Sunday, May 3, 2009

American Theater

I like TV. I like theater. I like musicals. So when the opportunity presented itself to see all three in one, you might understand why I said, "Yes, please." Or at least why I said, "Sure, why not?" It all started last fall, when I was new and friendless in my new town. Some colleagues invited me to attend a production of Gilligan's Island: The Musical, which was playing at another local university way off in May. I agreed for the reasons mentioned at the start of this paragraph, plus the added fact that I wasn't about to turn down a social opportunity, even if it was more than six months away.

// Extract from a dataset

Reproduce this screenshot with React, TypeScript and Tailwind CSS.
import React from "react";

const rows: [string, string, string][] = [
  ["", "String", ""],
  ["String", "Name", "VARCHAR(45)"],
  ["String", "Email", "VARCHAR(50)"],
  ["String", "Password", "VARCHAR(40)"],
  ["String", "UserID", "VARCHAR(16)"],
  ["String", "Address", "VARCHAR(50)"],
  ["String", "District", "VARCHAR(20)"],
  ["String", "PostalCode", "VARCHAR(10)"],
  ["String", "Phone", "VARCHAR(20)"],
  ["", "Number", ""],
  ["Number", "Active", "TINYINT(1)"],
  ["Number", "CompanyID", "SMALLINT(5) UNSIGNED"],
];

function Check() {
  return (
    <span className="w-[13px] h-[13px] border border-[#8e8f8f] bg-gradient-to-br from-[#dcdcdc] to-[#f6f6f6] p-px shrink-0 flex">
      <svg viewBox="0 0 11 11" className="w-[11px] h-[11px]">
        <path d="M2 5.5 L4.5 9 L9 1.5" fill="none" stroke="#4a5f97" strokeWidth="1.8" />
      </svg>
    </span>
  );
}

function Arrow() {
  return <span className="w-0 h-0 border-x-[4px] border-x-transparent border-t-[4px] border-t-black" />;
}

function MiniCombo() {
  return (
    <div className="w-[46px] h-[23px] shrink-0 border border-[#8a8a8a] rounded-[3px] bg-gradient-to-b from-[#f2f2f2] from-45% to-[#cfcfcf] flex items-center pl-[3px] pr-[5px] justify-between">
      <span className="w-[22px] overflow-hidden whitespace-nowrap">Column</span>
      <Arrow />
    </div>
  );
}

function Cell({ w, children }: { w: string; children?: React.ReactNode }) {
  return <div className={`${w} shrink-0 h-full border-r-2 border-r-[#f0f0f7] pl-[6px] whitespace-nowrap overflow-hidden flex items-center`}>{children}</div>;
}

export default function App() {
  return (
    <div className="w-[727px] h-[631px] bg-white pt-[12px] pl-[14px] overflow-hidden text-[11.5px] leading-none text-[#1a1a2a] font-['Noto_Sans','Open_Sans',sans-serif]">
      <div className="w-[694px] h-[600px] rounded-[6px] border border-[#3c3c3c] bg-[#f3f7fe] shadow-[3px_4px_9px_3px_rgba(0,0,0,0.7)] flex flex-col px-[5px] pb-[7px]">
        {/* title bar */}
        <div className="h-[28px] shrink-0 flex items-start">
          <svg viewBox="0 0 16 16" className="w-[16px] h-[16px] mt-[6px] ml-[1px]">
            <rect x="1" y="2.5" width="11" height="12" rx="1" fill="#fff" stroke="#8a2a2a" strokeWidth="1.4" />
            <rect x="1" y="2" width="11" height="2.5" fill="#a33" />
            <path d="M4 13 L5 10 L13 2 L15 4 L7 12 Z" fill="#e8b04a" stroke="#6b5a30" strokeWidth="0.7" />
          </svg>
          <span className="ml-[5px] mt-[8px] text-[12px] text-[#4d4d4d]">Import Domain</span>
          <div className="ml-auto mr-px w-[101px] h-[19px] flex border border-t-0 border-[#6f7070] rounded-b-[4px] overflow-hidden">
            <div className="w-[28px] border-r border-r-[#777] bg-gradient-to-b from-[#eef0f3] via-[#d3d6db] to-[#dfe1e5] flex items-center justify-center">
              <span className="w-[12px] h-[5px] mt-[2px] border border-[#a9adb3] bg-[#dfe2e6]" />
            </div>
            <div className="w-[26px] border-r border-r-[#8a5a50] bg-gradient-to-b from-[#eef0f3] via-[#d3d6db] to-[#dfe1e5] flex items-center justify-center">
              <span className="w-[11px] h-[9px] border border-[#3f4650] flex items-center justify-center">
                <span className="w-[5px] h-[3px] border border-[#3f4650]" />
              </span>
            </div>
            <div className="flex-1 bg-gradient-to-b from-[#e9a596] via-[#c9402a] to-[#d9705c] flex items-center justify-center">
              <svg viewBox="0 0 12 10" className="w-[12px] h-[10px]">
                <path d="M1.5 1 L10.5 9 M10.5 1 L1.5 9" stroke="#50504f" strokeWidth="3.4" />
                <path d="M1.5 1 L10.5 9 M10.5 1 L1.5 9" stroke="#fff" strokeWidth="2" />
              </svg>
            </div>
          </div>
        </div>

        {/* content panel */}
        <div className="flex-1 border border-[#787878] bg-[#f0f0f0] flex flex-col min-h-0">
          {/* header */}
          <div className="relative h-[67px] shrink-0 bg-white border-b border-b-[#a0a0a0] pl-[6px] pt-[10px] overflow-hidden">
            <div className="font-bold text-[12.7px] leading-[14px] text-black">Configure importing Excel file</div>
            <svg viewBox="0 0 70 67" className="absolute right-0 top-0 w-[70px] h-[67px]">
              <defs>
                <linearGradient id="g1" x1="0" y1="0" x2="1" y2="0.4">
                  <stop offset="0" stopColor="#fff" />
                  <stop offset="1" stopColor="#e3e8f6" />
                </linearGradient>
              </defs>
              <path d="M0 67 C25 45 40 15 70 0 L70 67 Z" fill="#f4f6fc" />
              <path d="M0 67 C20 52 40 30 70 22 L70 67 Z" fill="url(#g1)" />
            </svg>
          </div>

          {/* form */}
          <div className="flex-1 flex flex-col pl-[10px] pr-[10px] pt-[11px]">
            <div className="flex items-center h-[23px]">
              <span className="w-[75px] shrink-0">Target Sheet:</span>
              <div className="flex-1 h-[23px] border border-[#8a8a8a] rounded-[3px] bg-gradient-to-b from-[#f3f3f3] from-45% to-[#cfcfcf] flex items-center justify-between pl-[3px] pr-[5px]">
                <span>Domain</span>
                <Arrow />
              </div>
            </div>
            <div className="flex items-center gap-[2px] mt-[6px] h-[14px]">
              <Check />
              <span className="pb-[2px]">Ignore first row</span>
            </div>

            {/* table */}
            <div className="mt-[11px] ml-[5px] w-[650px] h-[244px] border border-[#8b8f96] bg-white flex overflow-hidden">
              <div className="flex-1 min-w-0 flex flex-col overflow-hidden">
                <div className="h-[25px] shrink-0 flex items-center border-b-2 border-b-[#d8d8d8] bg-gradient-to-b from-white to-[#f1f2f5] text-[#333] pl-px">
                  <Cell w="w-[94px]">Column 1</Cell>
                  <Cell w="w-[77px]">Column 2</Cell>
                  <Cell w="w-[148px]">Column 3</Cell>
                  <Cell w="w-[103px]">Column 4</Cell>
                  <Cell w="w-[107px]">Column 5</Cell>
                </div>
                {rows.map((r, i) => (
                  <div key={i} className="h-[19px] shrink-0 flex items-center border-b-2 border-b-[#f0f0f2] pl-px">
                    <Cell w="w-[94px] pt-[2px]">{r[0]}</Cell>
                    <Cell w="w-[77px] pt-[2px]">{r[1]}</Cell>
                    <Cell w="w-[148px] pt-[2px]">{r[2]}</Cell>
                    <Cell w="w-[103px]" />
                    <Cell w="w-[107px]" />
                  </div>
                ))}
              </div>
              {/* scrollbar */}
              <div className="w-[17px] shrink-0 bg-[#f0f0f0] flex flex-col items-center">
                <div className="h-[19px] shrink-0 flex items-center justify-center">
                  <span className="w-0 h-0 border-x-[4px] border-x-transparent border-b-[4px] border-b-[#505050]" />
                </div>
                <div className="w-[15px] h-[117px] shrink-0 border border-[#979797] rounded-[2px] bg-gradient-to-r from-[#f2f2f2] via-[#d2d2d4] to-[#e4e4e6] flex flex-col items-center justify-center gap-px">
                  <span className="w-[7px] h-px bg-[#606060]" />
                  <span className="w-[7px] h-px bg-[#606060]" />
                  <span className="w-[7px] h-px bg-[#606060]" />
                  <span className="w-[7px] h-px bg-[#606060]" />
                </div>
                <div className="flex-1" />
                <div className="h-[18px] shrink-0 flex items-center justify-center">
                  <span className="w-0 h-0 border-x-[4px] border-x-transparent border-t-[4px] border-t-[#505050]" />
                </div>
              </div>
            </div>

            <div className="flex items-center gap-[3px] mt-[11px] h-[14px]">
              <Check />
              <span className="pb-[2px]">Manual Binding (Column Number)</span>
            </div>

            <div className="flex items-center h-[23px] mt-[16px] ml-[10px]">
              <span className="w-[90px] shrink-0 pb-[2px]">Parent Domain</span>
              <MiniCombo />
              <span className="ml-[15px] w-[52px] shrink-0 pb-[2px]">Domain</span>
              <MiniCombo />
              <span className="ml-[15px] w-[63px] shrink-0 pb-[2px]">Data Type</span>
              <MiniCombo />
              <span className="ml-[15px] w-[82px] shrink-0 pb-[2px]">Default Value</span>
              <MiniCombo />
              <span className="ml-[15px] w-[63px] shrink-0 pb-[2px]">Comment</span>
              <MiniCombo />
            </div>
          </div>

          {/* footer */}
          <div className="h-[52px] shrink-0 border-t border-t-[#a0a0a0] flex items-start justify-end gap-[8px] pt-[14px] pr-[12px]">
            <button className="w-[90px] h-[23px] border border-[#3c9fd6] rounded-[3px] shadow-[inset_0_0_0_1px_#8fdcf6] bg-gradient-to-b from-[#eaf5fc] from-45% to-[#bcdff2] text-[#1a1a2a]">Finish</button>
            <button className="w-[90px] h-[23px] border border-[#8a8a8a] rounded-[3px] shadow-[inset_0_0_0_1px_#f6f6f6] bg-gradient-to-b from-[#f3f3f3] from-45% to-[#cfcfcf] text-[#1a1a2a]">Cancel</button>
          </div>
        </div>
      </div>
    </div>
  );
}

Finally, the night came. I admit that I had low expectations. The TV show was utter crap, but I like it for its open embrace of crapness. I figured the musical would feature little references to the show, little in-jokes and stuff like that. Plus songs...who knew what the songs would be like, but I was game to try. Low expectations for me does not equate to unpleasantness.

When I got there, I discovered via the playbill that an alien featured in the plot. Oh, dear. I had been duped into going to Indiana Jones and the Kingdom of the Crystal Skull and had been shat upon by a plot involving crystalline aliens. So that was warning bell one. The group of us discussed our growing apprehension with this development. Were they really going to mess with the 'integrity' of the show in such a ridiculous way??

Yes.

So the second warning bell was the first song, where the characters meandered about the stage, each carrying a plywood section of the ship that was tossed about by the storm while they sang the theme song of the show. Finally, they were separated by the tides, and washed up on a plywood forested-island.

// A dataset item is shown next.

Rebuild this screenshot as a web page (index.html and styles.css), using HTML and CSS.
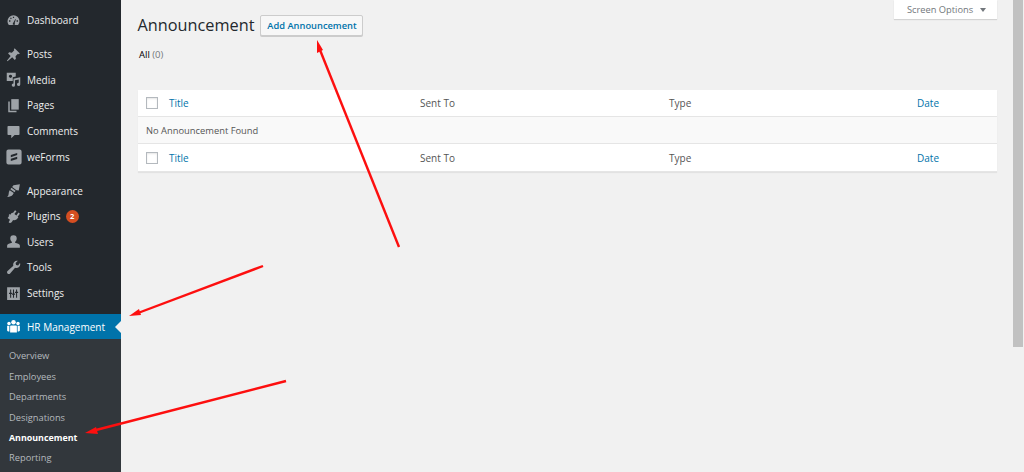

And then it went downhill from there. Honestly. That was the high point. The second warning bell was the high point.

The good news is that I laughed pretty much throughout the whole debacle. The bad news is that I laughed at it, not with it. I have low-brow tastes, but I'm dismayed that crap such as this passes for theater, and that its connection to a terrible TV show means we were suckered into going.

Though I should add, in our...oh, let's say in our defense...that our original draw-in to the show was the fact that Greg Brady (aka Barry Williams) was going to play the Professor, but he had to back out. The problem with this defense is that it still rests on our being lured in by crap TV. So we still come out pretty weak in this whole thing. But not quite as weak as the musical itself, so it evens out, I guess.